■ SUPPLIED INFORMATION:
☆ ☆ ☆ ☆

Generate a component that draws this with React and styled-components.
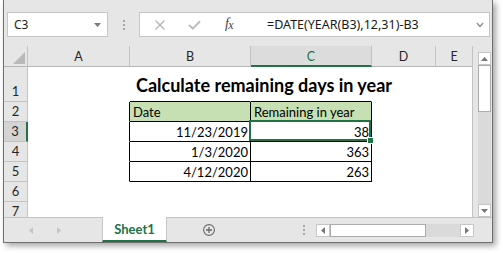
import React from "react";
import styled, { createGlobalStyle } from "styled-components";

const GREEN = "#217346";
const LINE = "#c3c3c3";

const Global = createGlobalStyle`
  html, body { margin: 0; padding: 0; background: #ffffff; }
  body { width: 503px; height: 253px; overflow: hidden; }
`;

const Window = styled.div`
  box-sizing: border-box;
  margin-left: 3px;
  width: 490px;
  height: 243px;
  background: #e6e6e6;
  border: 1px solid #6f6f6f;
  border-top: none;
  box-shadow: 3px 3px 6px rgba(0, 0, 0, 0.35);
  display: flex;
  flex-direction: column;
  font-family: Lato, "Noto Sans", sans-serif;
`;

/* ---------- formula bar ---------- */
const FormulaBar = styled.div`
  box-sizing: border-box;
  height: 46px;
  display: flex;
  align-items: flex-start;
  padding: 12px 0 0 3px;
`;

const NameBox = styled.div`
  box-sizing: border-box;
  width: 101px;
  height: 25px;
  background: #fff;
  border: 1px solid #c6c6c6;
  display: flex;
  align-items: center;
  justify-content: space-between;
  padding: 0 6px;
  font: 12px "Noto Sans", sans-serif;
  color: #1f1f1f;
`;

const Grip = styled.div`
  width: 31px;
  height: 25px;
  display: flex;
  flex-direction: column;
  align-items: center;
  justify-content: center;
  gap: 2px;
  span {
    width: 2px;
    height: 2px;
    background: #a8a8a8;
  }
`;

const FormulaBox = styled.div`
  box-sizing: border-box;
  width: 351px;
  height: 25px;
  background: #fff;
  border: 1px solid #c6c6c6;
  display: flex;
  align-items: center;
  padding-left: 3px;
`;

const IconSlot = styled.div`
  width: ${(p) => p.$w || 34}px;
  height: 23px;
  display: flex;
  align-items: center;
  justify-content: center;
`;

const Fx = styled.span`
  font: italic 14px "Liberation Serif", serif;
  color: #444;
  letter-spacing: -0.5px;
  sub {
    font-size: 12px;
    vertical-align: -1px;
  }
`;

const FormulaText = styled.div`
  flex: 1;
  margin-left: 20px;
  font: 12.5px "Noto Sans", sans-serif;
  color: #1a1a1a;
  white-space: nowrap;
`;

const Chevron = styled.div`
  width: 9px;
  margin-right: 4px;
  display: flex;
`;

/* ---------- sheet ---------- */
const Body = styled.div`
  display: flex;
  height: 171px;
`;

const Sheet = styled.div`
  box-sizing: border-box;
  width: 469px;
  height: 171px;
  display: grid;
  grid-template-columns: 24px 102px 121px 121px 64px 36px;
  grid-template-rows: 21px 35px repeat(6, 20px);
  background: #fff;
  border-right: 1px solid ${LINE};
  overflow: hidden;
`;

const Corner = styled.div`
  box-sizing: border-box;
  background: #e6e6e6;
  border-right: 1px solid ${LINE};
  border-bottom: 1px solid #b6b6b6;
  display: flex;
  align-items: flex-end;
  justify-content: flex-end;
  padding: 0 2px 2px 0;
`;

const ColHead = styled.div`
  box-sizing: border-box;
  background: ${(p) => (p.$sel ? "#dcdcdc" : "#e6e6e6")};
  border-right: ${(p) => (p.$last ? "none" : `1px solid ${LINE}`)};
  border-bottom: ${(p) => (p.$sel ? `2px solid ${GREEN}` : "1px solid #b6b6b6")};
  color: ${(p) => (p.$sel ? GREEN : "#262626")};
  display: flex;
  align-items: center;
  justify-content: center;
  padding-top: ${(p) => (p.$sel ? 1 : 0)}px;
  font: 12.5px Lato, sans-serif;
`;

const RowHead = styled.div`
  box-sizing: border-box;
  background: ${(p) => (p.$sel ? "#d4d4d4" : "#e6e6e6")};
  border-right: ${(p) => (p.$sel ? `2px solid ${GREEN}` : `1px solid ${LINE}`)};
  border-bottom: 1px solid ${LINE};
  color: #262626;
  display: flex;
  align-items: flex-end;
  justify-content: center;
  padding-bottom: 1px;
  font: 13px Lato, sans-serif;
  line-height: 18px;
`;

const Cell = styled.div`
  box-sizing: border-box;
  position: relative;
  border-right: 1px solid ${(p) => p.$r || "transparent"};
  border-bottom: 1px solid ${(p) => p.$b || "transparent"};
  background: ${(p) => p.$fill || "transparent"};
  display: flex;
  align-items: flex-end;
  justify-content: ${(p) => (p.$align === "right" ? "flex-end" : "flex-start")};
  padding: 0 2px 0 3px;
  font: 13px Lato, sans-serif;
  line-height: 18px;
  color: #000;
  white-space: nowrap;
  ${(p) =>
    p.$active &&
    `
    &::after {
      content: "";
      position: absolute;
      top: -2px;
      left: -2px;
      right: 0;
      bottom: 0;
      border: 2px solid ${GREEN};
      pointer-events: none;
    }
    &::before {
      content: "";
      position: absolute;
      right: -3px;
      bottom: -3px;
      width: 5px;
      height: 5px;
      background: ${GREEN};
      border: 1px solid #fff;
      z-index: 2;
    }
  `}
`;

const Title = styled.span`
  position: relative;
  z-index: 1;
  padding-left: 3px;
  padding-bottom: 5px;
  font: bold 18px Lato, sans-serif;
  line-height: 22px;
  color: #000;
`;

/* ---------- vertical scroll ---------- */
const VScroll = styled.div`
  box-sizing: border-box;
  width: 19px;
  padding: 6px 1px 0 5px;
  display: flex;
  flex-direction: column;
`;

const ScrollBtn = styled.div`
  box-sizing: border-box;
  width: ${(p) => p.$w || 13}px;
  height: ${(p) => p.$h || 13}px;
  background: #fff;
  border: 1px solid #c6c6c6;
  display: flex;
  align-items: center;
  justify-content: center;
  flex-shrink: 0;
`;

const Thumb = styled.div`
  box-sizing: border-box;
  background: #fff;
  border: 1px solid #ababab;
  flex-shrink: 0;
  width: ${(p) => p.$w}px;
  height: ${(p) => p.$h}px;
`;

const Track = styled.div`
  flex: 1;
  background: #dadada;
`;

/* ---------- tab bar ---------- */
const TabBar = styled.div`
  box-sizing: border-box;
  height: 25px;
  border-top: 1px solid #c3c3c3;
  display: flex;
  align-items: stretch;
`;

const Nav = styled.div`
  box-sizing: border-box;
  width: 98px;
  display: flex;
  align-items: center;
  padding-left: 25px;
  gap: 24px;
`;

const Tab = styled.div`
  box-sizing: border-box;
  width: 65px;
  margin-top: -1px;
  background: #fff;
  border-left: 1px solid #c6c6c6;
  border-right: 1px solid #c6c6c6;
  border-bottom: 2px solid ${GREEN};
  display: flex;
  align-items: center;
  justify-content: center;
  padding-top: 1px;
  font: bold 13px Lato, sans-serif;
  color: ${GREEN};
`;

const AddSheet = styled.div`
  width: 36px;
  display: flex;
  align-items: center;
  margin-left: 36px;
`;

const Spacer = styled.div`
  flex: 1;
`;

const TabGrip = styled(Grip)`
  width: 12px;
  height: auto;
  margin-right: 6px;
`;

const HScroll = styled.div`
  box-sizing: border-box;
  width: 158px;
  margin-right: 18px;
  display: flex;
  align-items: center;
  padding-top: 1px;
`;

const HTrack = styled.div`
  display: flex;
  height: 13px;
  flex: 1;
`;

const Tri = ({ dir, color = "#777", w = 7, h = 4 }) => {
  const pts = {
    up: `0,${h} ${w},${h} ${w / 2},0`,
    down: `0,0 ${w},0 ${w / 2},${h}`,
    left: `${h},0 ${h},${w} 0,${w / 2}`,
    right: `0,0 0,${w} ${h},${w / 2}`,
  }[dir];
  const vw = dir === "up" || dir === "down" ? w : h;
  const vh = dir === "up" || dir === "down" ? h : w;
  return (
    <svg width={vw} height={vh} viewBox={`0 0 ${vw} ${vh}`}>
      <polygon points={pts} fill={color} />
    </svg>
  );
};

const cols = ["A", "B", "C", "D", "E"];
const rows = [
  { n: 1, title: true },
  { n: 2, b: "Date", c: "Remaining in year", head: true },
  { n: 3, b: "11/23/2019", c: "38", active: true },
  { n: 4, b: "1/3/2020", c: "363" },
  { n: 5, b: "4/12/2020", c: "263" },
  { n: 6 },
  { n: 7 },
];

export default function App() {
  return (
    <>
      <Global />
      <Window>
        <FormulaBar>
          <NameBox>
            <span>C3</span>
            <Tri dir="down" color="#7a7a7a" w={7} h={4} />
          </NameBox>
          <Grip>
            <span />
            <span />
            <span />
          </Grip>
          <FormulaBox>
            <IconSlot>
              <svg width="10" height="10" viewBox="0 0 10 10">
                <path d="M0.5 0.5 L9.5 9.5 M9.5 0.5 L0.5 9.5" stroke="#b3b3b3" strokeWidth="1.3" />
              </svg>
            </IconSlot>
            <IconSlot>
              <svg width="13" height="10" viewBox="0 0 13 10">
                <path d="M1 5 L4.8 8.6 L12 1.2" stroke="#bdbdbd" strokeWidth="2" fill="none" />
              </svg>
            </IconSlot>
            <IconSlot $w={36}>
              <Fx>
                f<sub>x</sub>
              </Fx>
            </IconSlot>
            <FormulaText>=DATE(YEAR(B3),12,31)-B3</FormulaText>
            <Chevron>
              <svg width="8" height="6" viewBox="0 0 8 6">
                <path d="M0.8 1 L4 4.4 L7.2 1" stroke="#9a9a9a" strokeWidth="1.6" fill="none" />
              </svg>
            </Chevron>
          </FormulaBox>
        </FormulaBar>

        <Body>
          <Sheet>
            <Corner>
              <svg width="12" height="12" viewBox="0 0 12 12">
                <polygon points="12,0 12,12 0,12" fill="#b9b9b9" />
              </svg>
            </Corner>
            {cols.map((c, i) => (
              <ColHead key={c} $sel={c === "C"} $last={i === cols.length - 1}>
                {c}
              </ColHead>
            ))}
            {rows.map((r) => {
              const inTable = r.n >= 2 && r.n <= 5;
              const topEdge = r.n === 1;
              const align = r.head || r.title ? "left" : "right";
              return (
                <React.Fragment key={r.n}>
                  <RowHead $sel={r.n === 3}>{r.n}</RowHead>
                  <Cell $r={inTable ? "#000" : undefined} />
                  <Cell
                    $r={inTable ? "#000" : undefined}
                    $b={inTable || topEdge ? "#000" : undefined}
                    $fill={r.head ? "#c6e0b4" : undefined}
                    $align={align}
                  >
                    {r.title ? <Title>Calculate remaining days in year</Title> : r.b}
                  </Cell>
                  <Cell
                    $r={inTable ? "#000" : undefined}
                    $b={inTable || topEdge ? "#000" : undefined}
                    $fill={r.head ? "#c6e0b4" : undefined}
                    $align={align}
                    $active={r.active}
                  >
                    {r.c}
                  </Cell>
                  <Cell />
                  <Cell />
                </React.Fragment>
              );
            })}
          </Sheet>
          <VScroll>
            <ScrollBtn>
              <Tri dir="up" />
            </ScrollBtn>
            <Thumb $w={13} $h={47} />
            <Track />
            <ScrollBtn>
              <Tri dir="down" />
            </ScrollBtn>
          </VScroll>
        </Body>

        <TabBar>
          <Nav>
            <Tri dir="left" color="#c4c4c4" w={7} h={4} />
            <Tri dir="right" color="#c4c4c4" w={7} h={4} />
          </Nav>
          <Tab>Sheet1</Tab>
          <AddSheet>
            <svg width="12" height="12" viewBox="0 0 12 12">
              <circle cx="6" cy="6" r="5.4" fill="none" stroke="#6a6a6a" strokeWidth="1.1" />
              <path d="M6 3 V9 M3 6 H9" stroke="#6a6a6a" strokeWidth="1.3" />
            </svg>
          </AddSheet>
          <Spacer />
          <TabGrip>
            <span />
            <span />
            <span />
          </TabGrip>
          <HScroll>
            <HTrack>
              <ScrollBtn $w={14}>
                <Tri dir="left" />
              </ScrollBtn>
              <Thumb $w={96} $h={13} />
              <Track />
              <ScrollBtn $w={14}>
                <Tri dir="right" />
              </ScrollBtn>
            </HTrack>
          </HScroll>
        </TabBar>
      </Window>
    </>
  );
}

☆ ☆ ☆ ☆

■ TASK: Find each line with the string "components" and copy it out.

■ RESULT FOR THIS EXERCISE:
Generate a component that draws this with React and styled-components.
import styled, { createGlobalStyle } from "styled-components";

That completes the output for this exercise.